I realized that a million visitors off ships would probably make a good upper limit, and that with better planning and more involvement from the city, Juneau might be able to sustain that number and still provide a top-quality experience to our quests. In 2018, we saw 1.2 million visitors. In 2019, just fewer than 1.3 million
These numbers proved to be too much for most venues and the quality experience that is Juneau suffered. With top-notch tour companies and great guides, Juneau still put on a good show, but the true Alaska experience was no longer what it should be. Logistics had become more important than the experience. 2020, the summer that wasn’t, would have brought over 1.4 million cruise ship visitors and some new and bigger ships.
This growing problem was recognized by many and the city assembly hosted some special meetings, the mayor established a task force, plans and ideas were discussed and shared, and a draft was published. Then COVID-19 hit, and all this work came to a halt.
Today, most tourism businesses are struggling. Some will not survive. Thousands of jobs have disappeared, and Juneau is suffering. People worry about the future. Fortunately, people want to visit Alaska, so the ships will return. Of course, the problems they create will return with them.
Some are circulating ballot measures to control the return of the ships. I think the current attempts would put unrealistic restrictions on the industry and are asking the wrong questions. It’s hard to see them passing. Others in the business stand ready to open wide the doors and let in as many ships and tourists as will fit but offer only the Mayor’s Draft Task Force report as a solution and that report, though it has many good ideas, only skirts around the problem of too many people.
I think both of these extremes are mistakes and that if people choose sides without a clear vision of our future, we risk creating a situation where it will be hard to meet in the middle. With the ships in hiatus Juneau has been given a rare second chance to get tourism right, to correct mistakes we have already made, and to avoid other mistakes going forward.
Tourism can be buses lined up 15 or 20 deep at the glacier waiting to unload, or groups standing in the rain at Auke Bay and seeing their whale watching boat doing circles in the harbor looking for a spot at the crowded dock. Tourism can be back-to-back hiking groups on the trails, downtown sidewalks packed to bursting and traffic so congested an ambulance or fire truck can’t get through. This is what happened 2018 and 2019.

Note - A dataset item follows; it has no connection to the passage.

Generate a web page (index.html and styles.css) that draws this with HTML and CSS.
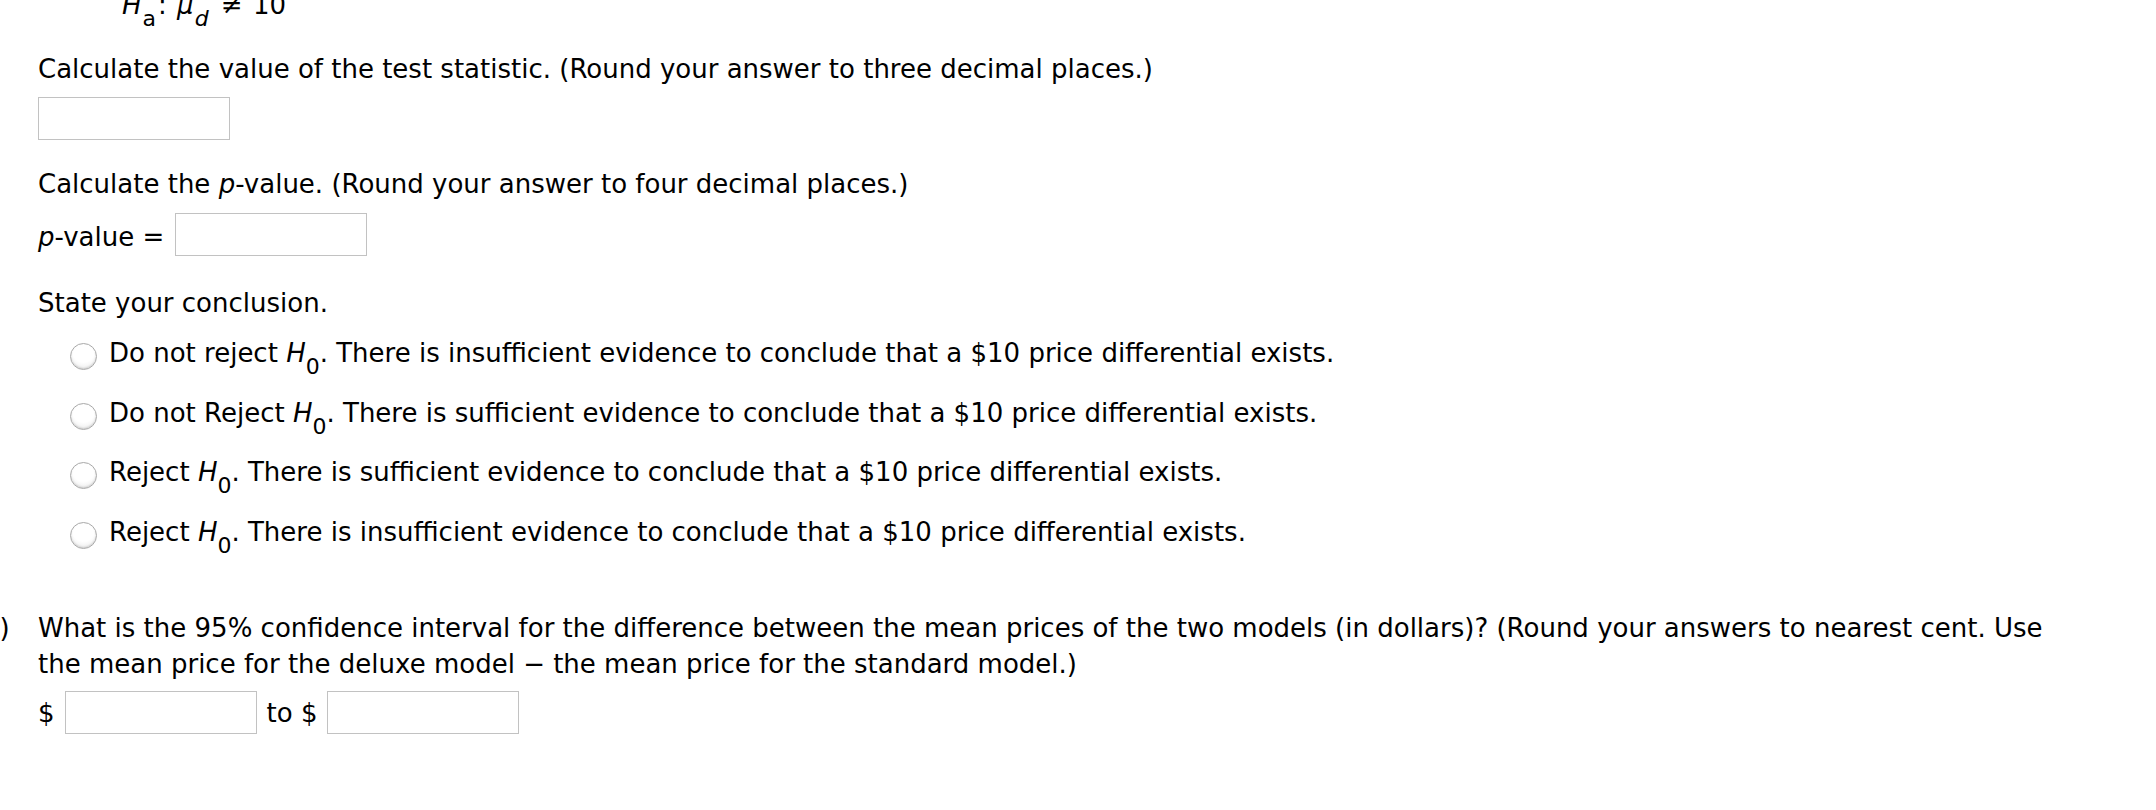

Raw tourism is not a pretty sight. A quality visit to Juneau encompassing both tours and experiences should be our objective.
While working for Princess and then many years with Gastineau Guiding, we often talked about sharing the Alaska experience with our guests, not just giving them a tour. With visitor numbers climbing every year, many guests to Juneau aren’t getting the true Alaska experience.
The city government has glanced at the problems but the draft plan from the mayor’s task force talks of much that should have been done years ago and now languishes at the very time we should be making decisions and moving forward.
If the city would get a grip on the number of guests, per day, per week, per season and spread the ships out evenly throughout the week, we would be well on our way to developing a sustainable industry, a great place to visit, and not just be another stop on a ships schedule.
Cameron Byrnes is a 45-year resident of Juneau. Byrnes has worked in tourism as a tour guide and in other roles for 25 years for both Princess and Gastineau Guiding.